Closed vortexdev closed 6 years ago

vortexdev commented 6 years ago

Some numpy functions like "numpy.random.uniform" and "numpy.ones" use float64 by default. If float32 matrix is specified for PCA, then numpy operations between float32 and float64 matrices create additional matrices which dramatically increase RAM usage.

Float32 allows to fit into memory much bigger matrices, and float32 precision is enough for many use-cases.

tygert commented 6 years ago

Might you want to standardize on the randomized PCA in scikit-learn, documented at http://scikit-learn.org/stable/modules/generated/sklearn.decomposition.PCA.html with svd_solver='randomized'? The modifications proposed in your pull request lead to funny behavior when the entries of the input matrices (A) are integers, with dtype='int64', for example. The implementation in scikit-learn should match the performance of fbpca in most cases, as detailed at https://github.com/scikit-learn/scikit-learn/pull/5141

vortexdev commented 6 years ago

Hi Mark,

We don't have issues with performance, we are just trying to reduce memory usage (to use cheaper instances).

Yes, we tried sklearn PCA before fbpca, but looks like it also has issues with memory consumption on transformation step (even with copy=False and fit_transform). Sklearn (scikit-learn==0.19.1) implementation uses ~2*size(dataset) memory, while fbpca uses ~size(dataset). Perhaps this is a known issue or the expected behaviour? (maybe you can advise something)

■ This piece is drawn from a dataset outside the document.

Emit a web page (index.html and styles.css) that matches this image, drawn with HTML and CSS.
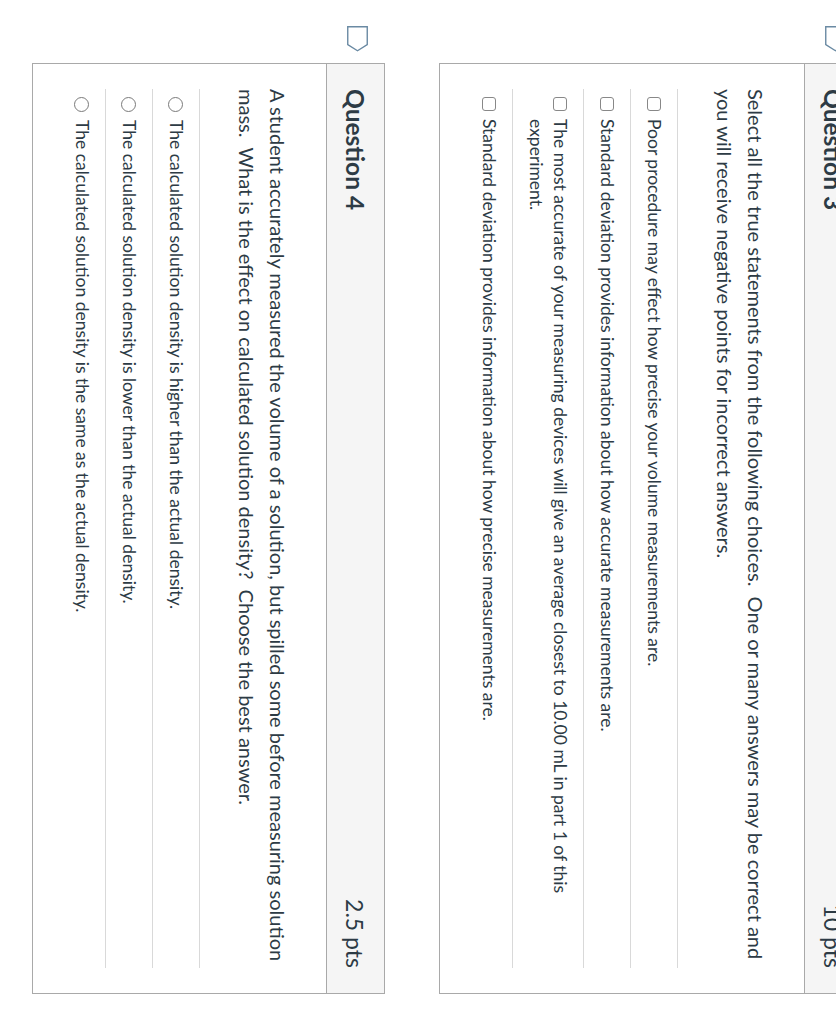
FILE: index.html
```html
<!DOCTYPE html>
<html lang="en">
<head>
<meta charset="utf-8">
<title>Quiz</title>
<link rel="stylesheet" href="styles.css">
</head>
<body>
<div class="viewport">
  <div class="page">
    <div class="quiz">
      <div class="q-row">
        <div class="flag">
          <svg width="26" height="21" viewBox="0 0 26 21"><path d="M0.75 0.75 H18.5 L24.75 10.5 L18.5 20.25 H0.75 Z" fill="#fff" stroke="#6a8aa3" stroke-width="1.4" stroke-linejoin="miter"/></svg>
        </div>
        <div class="card">
          <div class="card-head"><span class="q-name">Question 3</span><span class="q-pts">10 pts</span></div>
          <div class="card-body">
            <div class="q-text">Select all the true statements from the following choices.&nbsp; One or many answers may be correct and you will receive negative points for incorrect answers.</div>
            <div class="answers">
              <div class="answer"><span class="box"></span><span class="a-text">Poor procedure may effect how precise your volume measurements are.</span></div>
              <div class="answer"><span class="box"></span><span class="a-text">Standard deviation provides information about how accurate measurements are.</span></div>
              <div class="answer"><span class="box"></span><span class="a-text">The most accurate of your measuring devices will give an average closest to 10.00 mL in part 1 of this experiment.</span></div>
              <div class="answer"><span class="box"></span><span class="a-text">Standard deviation provides information about how precise measurements are.</span></div>
            </div>
          </div>
        </div>
      </div>
      <div class="q-row">
        <div class="flag">
          <svg width="26" height="21" viewBox="0 0 26 21"><path d="M0.75 0.75 H18.5 L24.75 10.5 L18.5 20.25 H0.75 Z" fill="#fff" stroke="#6a8aa3" stroke-width="1.4" stroke-linejoin="miter"/></svg>
        </div>
        <div class="card">
          <div class="card-head"><span class="q-name">Question 4</span><span class="q-pts">2.5 pts</span></div>
          <div class="card-body">
            <div class="q-text">A student accurately measured the volume of a solution, but spilled some before measuring solution mass.&nbsp; What is the effect on calculated solution density?&nbsp; Choose the best answer.</div>
            <div class="answers">
              <div class="answer"><span class="radio"></span><span class="a-text">The calculated solution density is higher than the actual density.</span></div>
              <div class="answer"><span class="radio"></span><span class="a-text">The calculated solution density is lower than the actual density.</span></div>
              <div class="answer"><span class="radio"></span><span class="a-text">The calculated solution density is the same as the actual density.</span></div>
            </div>
          </div>
        </div>
      </div>
    </div>
  </div>
</div>
</body>
</html>
```
FILE: styles.css
```css
html, body {
  margin: 0;
  padding: 0;
  background: #fff;
}
.viewport {
  width: 836px;
  height: 1012px;
  overflow: hidden;
}
.page {
  width: 1012px;
  height: 836px;
  transform-origin: 0 0;
  transform: translateX(836px) rotate(90deg);
  font-family: Lato, "Open Sans", sans-serif;
  color: #2d3b45;
  overflow: hidden;
}
.quiz {
  margin-top: -27px;
  padding-left: 26px;
  width: 968px;
  display: flex;
  flex-direction: column;
  gap: 54px;
}
.q-row {
  display: flex;
  align-items: flex-start;
  gap: 11px;
}
.flag {
  width: 26px;
  padding-top: 17px;
  flex: none;
  line-height: 0;
}
.card {
  width: 929px;
  border: 1px solid #a9a9a9;
  background: #fff;
}
.card-head {
  height: 57px;
  background: #f5f5f5;
  border-bottom: 1px solid #a9a9a9;
  display: flex;
  align-items: center;
  justify-content: space-between;
  padding: 0 25px;
}
.q-name {
  font-weight: 700;
  font-size: 24.5px;
}
.q-pts {
  font-size: 23px;
}
.card-body {
  padding: 33px 25px 26px;
}
.q-text {
  font-size: 20px;
  line-height: 31px;
}
.answers {
  margin-top: 31px;
}
.answer {
  border-top: 1px solid #d9d9d9;
  display: flex;
  align-items: flex-start;
  gap: 8px;
  padding: 11px 0 11px 8px;
  font-size: 17.5px;
  line-height: 24px;
}
.box {
  flex: none;
  width: 12px;
  height: 12px;
  margin-top: 4.5px;
  border: 1.5px solid #888;
  border-radius: 3px;
}
.radio {
  flex: none;
  width: 13px;
  height: 13px;
  margin-top: 4.5px;
  border: 1px solid #7a7a7a;
  border-radius: 50%;
}
.a-text {
  flex: 1;
}
```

But, you are right about the use-case with int64, I have to fix that... Thanks.

Thank you.

tygert commented 6 years ago

You make a very interesting point! The memory usage could be a legitimate issue to raise with the scikit-learn team? I worry a bit about a proliferation of implementations, and was hoping that sklearn could be the standard (but perhaps that is a forlorn hope?).

vortexdev commented 6 years ago

We have tight deadlines for our project, so we decided to use fbpca with our fix...

But I think it makes sense to raise an issue for scikit-learn project. I will perform more tests and will back to this topic to create a github issue for scikit-learn team.

vortexdev commented 6 years ago

Hi Mark,

I've updated PR. What do you think about this solution?

FYI: I've created the issue for scikit-learn project: https://github.com/scikit-learn/scikit-learn/issues/11102.

tygert commented 6 years ago

Thanks for your improvements! We incorporated the gist of your propositions in the new version.